— Task brief —
Quote the data below in full, minus the images.

— Data block —
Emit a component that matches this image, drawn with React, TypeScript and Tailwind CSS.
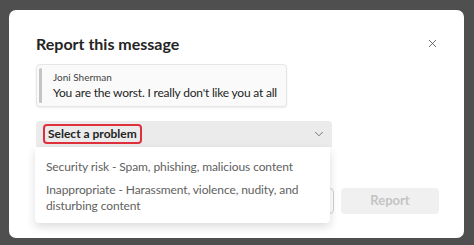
import { ChevronDown, X } from "lucide-react";

export default function App() {
  return (
    <main
      className="w-[474px] h-[245px] bg-[#4f4f4f] pt-[10px] pl-[9px] overflow-hidden"
      style={{ fontFamily: "Lato, 'Noto Sans', sans-serif" }}
    >
      <div className="relative w-[455px] h-[228px] bg-white rounded-[7px] pl-[27px] pr-[25px] pt-[23px] flex flex-col">
        <div className="flex items-center justify-between h-[21px]">
          <h1 className="text-[16px] font-bold text-[#242424] leading-[21px]">
            Report this message
          </h1>
          <X className="w-[13px] h-[13px] text-[#424242]" strokeWidth={1.4} />
        </div>

        <div className="mt-[10px] w-[251px] h-[43px] border border-[#e6e6e6] rounded-[4px] shadow-[0_1px_2px_rgba(0,0,0,0.08)] bg-[#fafafa] flex items-stretch py-[3px] pl-[2px]">
          <div className="w-[3px] bg-[#c4c4c4] rounded-full" />
          <div className="pl-[11px] flex flex-col justify-center">
            <p className="text-[10px] leading-[13px] text-[#424242]">Joni Sherman</p>
            <p className="text-[12px] leading-[17px] tracking-[-0.2px] text-[#242424] whitespace-nowrap">
              You are the worst. I really don't like you at all
            </p>
          </div>
        </div>

        <div className="mt-[14px] w-[296px] h-[26px] bg-[#ebebeb] rounded-t-[4px] flex items-center justify-between pl-[7px] pr-[6px]">
          <span className="border-2 border-[#e0303c] rounded-[4px] px-[3px] text-[12px] font-bold leading-[16px] text-[#242424]">
            Select a problem
          </span>
          <ChevronDown className="w-[14px] h-[14px] text-[#616161]" strokeWidth={1.5} />
        </div>

        <div className="mt-auto flex justify-end gap-[7px]">
          <button
            aria-label="Cancel"
            className="w-[97px] h-[26px] border border-[#d1d1d1] rounded-[4px] bg-white"
          />
          <button className="w-[98px] h-[26px] rounded-[4px] bg-[#f0f0f0] text-[13px] font-bold text-[#c4c4c4]">
            Report
          </button>
        </div>
        <div className="h-[24px]" />

        <div className="absolute left-[26px] top-[137px] w-[295px] h-[76px] bg-white rounded-b-[4px] shadow-[0_4px_10px_rgba(0,0,0,0.14)] pl-[11px] pr-[8px] pt-[12px] text-[12px] tracking-[-0.1px] text-[#616161]">
          <p className="leading-[16px] whitespace-nowrap">
            Security risk - Spam, phishing, malicious content
          </p>
          <p className="mt-[7px] leading-[16px] whitespace-nowrap">
            Inappropriate - Harassment, violence, nudity, and
            <br />
            disturbing content
          </p>
        </div>
      </div>
    </main>
  );
}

— Full answer —
Emit a component that matches this image, drawn with React, TypeScript and Tailwind CSS.
import { ChevronDown, X } from "lucide-react";

export default function App() {
  return (
    <main
      className="w-[474px] h-[245px] bg-[#4f4f4f] pt-[10px] pl-[9px] overflow-hidden"
      style={{ fontFamily: "Lato, 'Noto Sans', sans-serif" }}
    >
      <div className="relative w-[455px] h-[228px] bg-white rounded-[7px] pl-[27px] pr-[25px] pt-[23px] flex flex-col">
        <div className="flex items-center justify-between h-[21px]">
          <h1 className="text-[16px] font-bold text-[#242424] leading-[21px]">
            Report this message
          </h1>
          <X className="w-[13px] h-[13px] text-[#424242]" strokeWidth={1.4} />
        </div>

        <div className="mt-[10px] w-[251px] h-[43px] border border-[#e6e6e6] rounded-[4px] shadow-[0_1px_2px_rgba(0,0,0,0.08)] bg-[#fafafa] flex items-stretch py-[3px] pl-[2px]">
          <div className="w-[3px] bg-[#c4c4c4] rounded-full" />
          <div className="pl-[11px] flex flex-col justify-center">
            <p className="text-[10px] leading-[13px] text-[#424242]">Joni Sherman</p>
            <p className="text-[12px] leading-[17px] tracking-[-0.2px] text-[#242424] whitespace-nowrap">
              You are the worst. I really don't like you at all
            </p>
          </div>
        </div>

        <div className="mt-[14px] w-[296px] h-[26px] bg-[#ebebeb] rounded-t-[4px] flex items-center justify-between pl-[7px] pr-[6px]">
          <span className="border-2 border-[#e0303c] rounded-[4px] px-[3px] text-[12px] font-bold leading-[16px] text-[#242424]">
            Select a problem
          </span>
          <ChevronDown className="w-[14px] h-[14px] text-[#616161]" strokeWidth={1.5} />
        </div>

        <div className="mt-auto flex justify-end gap-[7px]">
          <button
            aria-label="Cancel"
            className="w-[97px] h-[26px] border border-[#d1d1d1] rounded-[4px] bg-white"
          />
          <button className="w-[98px] h-[26px] rounded-[4px] bg-[#f0f0f0] text-[13px] font-bold text-[#c4c4c4]">
            Report
          </button>
        </div>
        <div className="h-[24px]" />

        <div className="absolute left-[26px] top-[137px] w-[295px] h-[76px] bg-white rounded-b-[4px] shadow-[0_4px_10px_rgba(0,0,0,0.14)] pl-[11px] pr-[8px] pt-[12px] text-[12px] tracking-[-0.1px] text-[#616161]">
          <p className="leading-[16px] whitespace-nowrap">
            Security risk - Spam, phishing, malicious content
          </p>
          <p className="mt-[7px] leading-[16px] whitespace-nowrap">
            Inappropriate - Harassment, violence, nudity, and
            <br />
            disturbing content
          </p>
        </div>
      </div>
    </main>
  );
}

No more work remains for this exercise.